What is being asked:
Return each line containing the string "styles".

— Begin Exercise material —

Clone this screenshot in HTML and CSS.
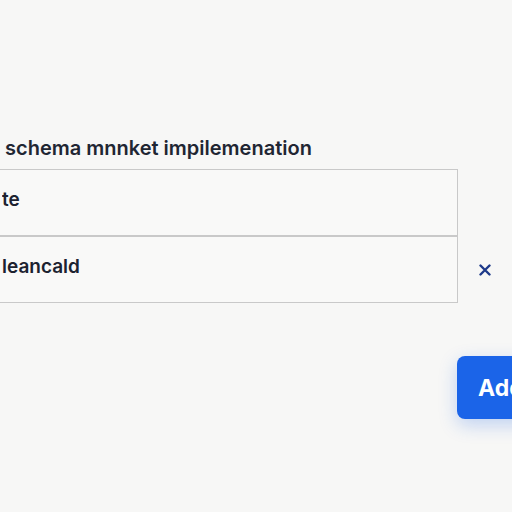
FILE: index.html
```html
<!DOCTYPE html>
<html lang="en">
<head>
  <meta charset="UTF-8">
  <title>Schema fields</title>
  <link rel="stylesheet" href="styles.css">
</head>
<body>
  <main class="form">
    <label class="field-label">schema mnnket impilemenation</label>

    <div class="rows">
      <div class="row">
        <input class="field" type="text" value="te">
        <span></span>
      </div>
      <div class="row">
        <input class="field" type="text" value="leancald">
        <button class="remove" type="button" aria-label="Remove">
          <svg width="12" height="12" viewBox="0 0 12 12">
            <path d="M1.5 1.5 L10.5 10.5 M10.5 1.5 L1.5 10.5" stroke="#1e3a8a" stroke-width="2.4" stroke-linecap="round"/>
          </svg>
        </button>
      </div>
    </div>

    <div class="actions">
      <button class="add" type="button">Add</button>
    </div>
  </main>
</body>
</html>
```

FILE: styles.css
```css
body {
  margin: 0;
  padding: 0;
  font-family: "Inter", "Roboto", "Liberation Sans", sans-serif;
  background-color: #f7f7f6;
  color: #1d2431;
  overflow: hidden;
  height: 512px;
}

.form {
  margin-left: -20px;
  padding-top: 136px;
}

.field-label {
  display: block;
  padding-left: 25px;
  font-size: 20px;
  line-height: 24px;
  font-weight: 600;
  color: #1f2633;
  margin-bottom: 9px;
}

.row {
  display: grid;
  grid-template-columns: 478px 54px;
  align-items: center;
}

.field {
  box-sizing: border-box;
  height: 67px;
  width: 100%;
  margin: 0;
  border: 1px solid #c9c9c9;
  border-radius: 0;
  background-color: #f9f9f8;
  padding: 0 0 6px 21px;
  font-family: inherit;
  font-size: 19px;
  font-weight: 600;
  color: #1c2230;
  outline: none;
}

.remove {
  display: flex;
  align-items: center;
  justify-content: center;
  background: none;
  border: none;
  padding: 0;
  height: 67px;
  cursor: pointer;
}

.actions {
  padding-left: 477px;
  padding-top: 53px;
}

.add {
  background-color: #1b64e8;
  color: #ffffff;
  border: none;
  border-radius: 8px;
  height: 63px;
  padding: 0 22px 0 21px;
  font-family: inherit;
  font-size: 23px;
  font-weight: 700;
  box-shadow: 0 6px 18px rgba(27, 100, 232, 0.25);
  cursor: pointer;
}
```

— End Exercise material —
— Begin Exercise material —

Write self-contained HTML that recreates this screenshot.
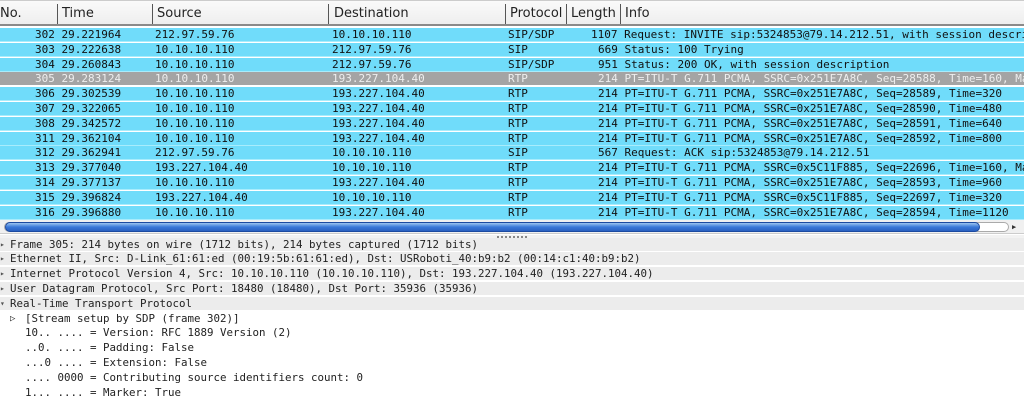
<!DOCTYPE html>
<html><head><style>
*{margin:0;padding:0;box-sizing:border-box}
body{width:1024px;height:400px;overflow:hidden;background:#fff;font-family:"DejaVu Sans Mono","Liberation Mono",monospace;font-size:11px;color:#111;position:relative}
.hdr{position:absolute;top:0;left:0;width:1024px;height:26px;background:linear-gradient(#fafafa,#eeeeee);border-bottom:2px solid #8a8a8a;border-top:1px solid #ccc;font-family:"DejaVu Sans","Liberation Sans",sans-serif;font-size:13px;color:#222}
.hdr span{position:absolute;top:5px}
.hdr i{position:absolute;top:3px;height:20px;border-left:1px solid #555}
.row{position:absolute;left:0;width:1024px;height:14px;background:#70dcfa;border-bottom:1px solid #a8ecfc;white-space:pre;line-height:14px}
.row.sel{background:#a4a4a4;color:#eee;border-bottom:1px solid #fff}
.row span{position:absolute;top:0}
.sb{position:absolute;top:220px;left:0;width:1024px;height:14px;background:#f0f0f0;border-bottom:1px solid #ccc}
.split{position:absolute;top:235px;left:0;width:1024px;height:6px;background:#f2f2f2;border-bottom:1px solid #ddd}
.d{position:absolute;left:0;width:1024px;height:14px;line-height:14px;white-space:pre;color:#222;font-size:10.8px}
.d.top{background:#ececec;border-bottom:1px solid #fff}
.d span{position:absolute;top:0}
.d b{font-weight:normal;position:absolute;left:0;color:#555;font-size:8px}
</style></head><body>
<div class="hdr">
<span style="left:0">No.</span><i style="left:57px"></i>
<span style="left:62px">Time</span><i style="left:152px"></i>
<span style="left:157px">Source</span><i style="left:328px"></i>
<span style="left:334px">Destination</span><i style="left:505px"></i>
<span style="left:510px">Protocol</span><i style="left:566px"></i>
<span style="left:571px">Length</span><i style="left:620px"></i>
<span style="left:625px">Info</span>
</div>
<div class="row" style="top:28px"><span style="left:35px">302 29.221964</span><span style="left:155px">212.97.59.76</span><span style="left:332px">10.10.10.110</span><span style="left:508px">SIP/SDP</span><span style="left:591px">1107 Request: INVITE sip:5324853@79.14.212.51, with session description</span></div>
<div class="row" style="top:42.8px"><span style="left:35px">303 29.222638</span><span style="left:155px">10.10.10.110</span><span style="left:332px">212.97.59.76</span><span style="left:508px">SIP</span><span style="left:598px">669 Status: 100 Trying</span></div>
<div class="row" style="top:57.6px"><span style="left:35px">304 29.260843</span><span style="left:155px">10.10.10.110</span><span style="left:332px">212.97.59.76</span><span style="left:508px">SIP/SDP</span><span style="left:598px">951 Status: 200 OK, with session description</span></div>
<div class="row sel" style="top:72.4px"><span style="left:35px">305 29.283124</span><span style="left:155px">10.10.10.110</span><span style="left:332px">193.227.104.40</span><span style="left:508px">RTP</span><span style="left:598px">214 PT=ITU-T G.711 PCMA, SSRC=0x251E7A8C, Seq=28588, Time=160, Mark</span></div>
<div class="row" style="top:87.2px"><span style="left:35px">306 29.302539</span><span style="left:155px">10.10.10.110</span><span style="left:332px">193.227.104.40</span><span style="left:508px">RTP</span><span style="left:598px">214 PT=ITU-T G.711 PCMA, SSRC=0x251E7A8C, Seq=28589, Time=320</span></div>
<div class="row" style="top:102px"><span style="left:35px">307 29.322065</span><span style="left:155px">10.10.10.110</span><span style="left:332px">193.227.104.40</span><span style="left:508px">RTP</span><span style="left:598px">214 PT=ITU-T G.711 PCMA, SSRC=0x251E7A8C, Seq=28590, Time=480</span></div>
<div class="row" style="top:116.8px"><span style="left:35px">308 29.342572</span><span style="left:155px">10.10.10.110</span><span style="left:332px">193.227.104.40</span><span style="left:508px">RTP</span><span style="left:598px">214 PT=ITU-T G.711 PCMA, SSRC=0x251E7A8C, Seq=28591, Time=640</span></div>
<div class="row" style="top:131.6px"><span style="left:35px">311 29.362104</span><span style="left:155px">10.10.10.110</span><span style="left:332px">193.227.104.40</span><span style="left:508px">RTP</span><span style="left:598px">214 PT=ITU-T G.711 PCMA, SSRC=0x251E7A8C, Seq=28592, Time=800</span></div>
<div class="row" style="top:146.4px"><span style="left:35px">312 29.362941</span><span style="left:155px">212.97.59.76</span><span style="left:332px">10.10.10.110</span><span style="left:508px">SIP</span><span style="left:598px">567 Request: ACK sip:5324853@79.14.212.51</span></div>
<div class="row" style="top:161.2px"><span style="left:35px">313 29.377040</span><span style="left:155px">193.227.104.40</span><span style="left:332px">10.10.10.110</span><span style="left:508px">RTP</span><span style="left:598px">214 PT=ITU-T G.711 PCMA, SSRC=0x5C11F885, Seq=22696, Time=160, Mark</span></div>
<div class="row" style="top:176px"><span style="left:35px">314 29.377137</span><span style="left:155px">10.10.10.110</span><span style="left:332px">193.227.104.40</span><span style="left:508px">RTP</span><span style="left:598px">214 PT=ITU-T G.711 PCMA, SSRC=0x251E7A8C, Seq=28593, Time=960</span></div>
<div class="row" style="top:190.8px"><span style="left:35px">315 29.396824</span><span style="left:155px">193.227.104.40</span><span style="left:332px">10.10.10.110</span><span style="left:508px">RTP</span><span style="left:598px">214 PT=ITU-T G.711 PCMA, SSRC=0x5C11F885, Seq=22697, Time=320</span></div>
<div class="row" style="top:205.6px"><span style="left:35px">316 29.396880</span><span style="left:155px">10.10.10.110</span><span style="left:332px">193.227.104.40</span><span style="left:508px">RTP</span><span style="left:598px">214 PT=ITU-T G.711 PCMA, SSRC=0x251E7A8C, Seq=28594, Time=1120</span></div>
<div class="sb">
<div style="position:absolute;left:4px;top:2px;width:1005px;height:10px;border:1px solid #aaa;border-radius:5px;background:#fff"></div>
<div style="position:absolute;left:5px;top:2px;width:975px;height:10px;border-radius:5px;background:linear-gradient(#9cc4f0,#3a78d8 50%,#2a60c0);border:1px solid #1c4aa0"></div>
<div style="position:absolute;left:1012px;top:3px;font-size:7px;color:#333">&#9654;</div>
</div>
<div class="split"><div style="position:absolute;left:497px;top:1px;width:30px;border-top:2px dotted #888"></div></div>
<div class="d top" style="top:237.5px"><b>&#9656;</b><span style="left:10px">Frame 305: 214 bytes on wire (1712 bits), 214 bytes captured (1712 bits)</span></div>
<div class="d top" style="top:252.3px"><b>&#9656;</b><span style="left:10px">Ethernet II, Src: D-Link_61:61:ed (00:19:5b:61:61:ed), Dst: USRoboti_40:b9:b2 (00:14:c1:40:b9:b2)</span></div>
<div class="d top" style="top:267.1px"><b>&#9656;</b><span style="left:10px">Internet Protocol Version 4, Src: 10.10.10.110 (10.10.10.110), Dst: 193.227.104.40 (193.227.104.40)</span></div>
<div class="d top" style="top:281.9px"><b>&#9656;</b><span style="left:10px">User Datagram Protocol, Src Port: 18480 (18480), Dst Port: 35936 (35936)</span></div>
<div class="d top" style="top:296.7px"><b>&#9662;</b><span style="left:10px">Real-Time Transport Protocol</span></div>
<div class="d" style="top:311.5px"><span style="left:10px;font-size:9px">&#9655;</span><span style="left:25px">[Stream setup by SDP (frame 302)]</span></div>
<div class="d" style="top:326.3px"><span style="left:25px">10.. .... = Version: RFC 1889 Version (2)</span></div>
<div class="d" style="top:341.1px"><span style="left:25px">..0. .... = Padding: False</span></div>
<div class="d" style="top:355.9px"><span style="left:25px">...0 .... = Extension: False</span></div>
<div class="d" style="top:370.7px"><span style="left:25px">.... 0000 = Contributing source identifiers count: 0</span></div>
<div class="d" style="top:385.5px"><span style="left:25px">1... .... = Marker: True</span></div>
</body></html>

— End Exercise material —
— Begin Exercise material —

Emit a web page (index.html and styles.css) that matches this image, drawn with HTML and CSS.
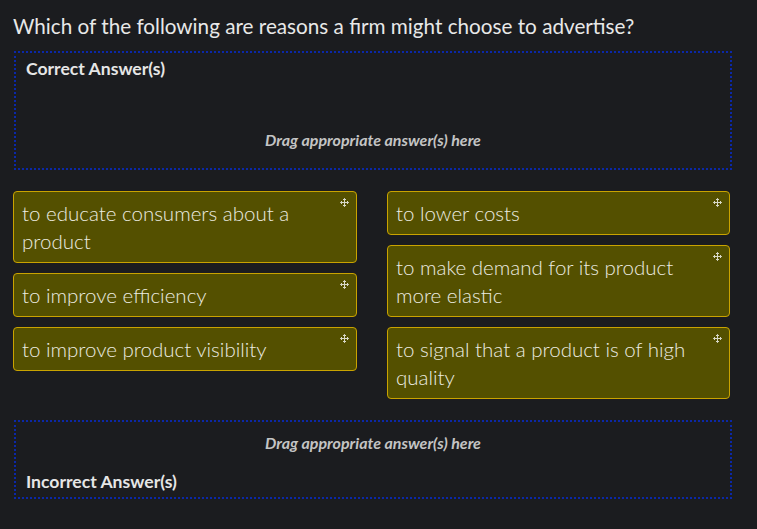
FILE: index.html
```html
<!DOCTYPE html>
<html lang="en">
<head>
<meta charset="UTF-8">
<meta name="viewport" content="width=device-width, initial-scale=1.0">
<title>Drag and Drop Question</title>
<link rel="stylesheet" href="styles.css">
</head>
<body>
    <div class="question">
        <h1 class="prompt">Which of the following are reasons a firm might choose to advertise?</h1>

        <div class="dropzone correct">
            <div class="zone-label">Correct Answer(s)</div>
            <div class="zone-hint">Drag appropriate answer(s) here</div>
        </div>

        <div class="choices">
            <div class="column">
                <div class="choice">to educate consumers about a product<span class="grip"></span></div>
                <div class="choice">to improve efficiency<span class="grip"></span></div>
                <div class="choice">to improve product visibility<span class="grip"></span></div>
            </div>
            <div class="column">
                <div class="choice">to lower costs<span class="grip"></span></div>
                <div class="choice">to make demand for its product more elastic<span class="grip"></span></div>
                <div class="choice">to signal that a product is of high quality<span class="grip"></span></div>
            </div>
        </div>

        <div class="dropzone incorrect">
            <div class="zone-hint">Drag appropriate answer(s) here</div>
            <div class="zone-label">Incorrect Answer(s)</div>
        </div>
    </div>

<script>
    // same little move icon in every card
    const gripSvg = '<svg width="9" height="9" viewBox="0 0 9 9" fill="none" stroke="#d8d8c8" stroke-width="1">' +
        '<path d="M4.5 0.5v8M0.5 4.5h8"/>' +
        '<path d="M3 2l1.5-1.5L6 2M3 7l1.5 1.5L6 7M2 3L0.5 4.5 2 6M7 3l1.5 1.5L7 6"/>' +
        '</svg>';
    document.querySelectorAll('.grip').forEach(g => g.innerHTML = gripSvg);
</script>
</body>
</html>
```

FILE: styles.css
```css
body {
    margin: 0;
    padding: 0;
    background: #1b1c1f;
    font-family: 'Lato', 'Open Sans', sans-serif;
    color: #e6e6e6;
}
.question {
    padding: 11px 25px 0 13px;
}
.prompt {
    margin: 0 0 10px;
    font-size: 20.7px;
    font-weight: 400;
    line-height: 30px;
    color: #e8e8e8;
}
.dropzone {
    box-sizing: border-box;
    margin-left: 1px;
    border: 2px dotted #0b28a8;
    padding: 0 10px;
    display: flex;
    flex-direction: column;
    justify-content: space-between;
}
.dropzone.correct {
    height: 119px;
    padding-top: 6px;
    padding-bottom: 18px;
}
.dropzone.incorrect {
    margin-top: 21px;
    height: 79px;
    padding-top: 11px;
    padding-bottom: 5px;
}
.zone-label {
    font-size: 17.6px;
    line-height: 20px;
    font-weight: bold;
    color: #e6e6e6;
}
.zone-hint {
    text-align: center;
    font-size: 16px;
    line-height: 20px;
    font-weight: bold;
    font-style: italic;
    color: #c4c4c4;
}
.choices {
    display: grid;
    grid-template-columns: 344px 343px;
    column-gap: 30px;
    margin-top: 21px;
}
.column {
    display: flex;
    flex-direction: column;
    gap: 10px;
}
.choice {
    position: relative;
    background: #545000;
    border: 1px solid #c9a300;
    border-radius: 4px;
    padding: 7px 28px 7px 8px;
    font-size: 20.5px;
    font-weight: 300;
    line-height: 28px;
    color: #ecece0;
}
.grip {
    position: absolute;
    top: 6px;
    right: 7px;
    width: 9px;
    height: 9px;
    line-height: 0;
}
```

— End Exercise material —

In response:
  <link rel="stylesheet" href="styles.css">
FILE: styles.css
Emit a web page (index.html and styles.css) that matches this image, drawn with HTML and CSS.
<link rel="stylesheet" href="styles.css">
FILE: styles.css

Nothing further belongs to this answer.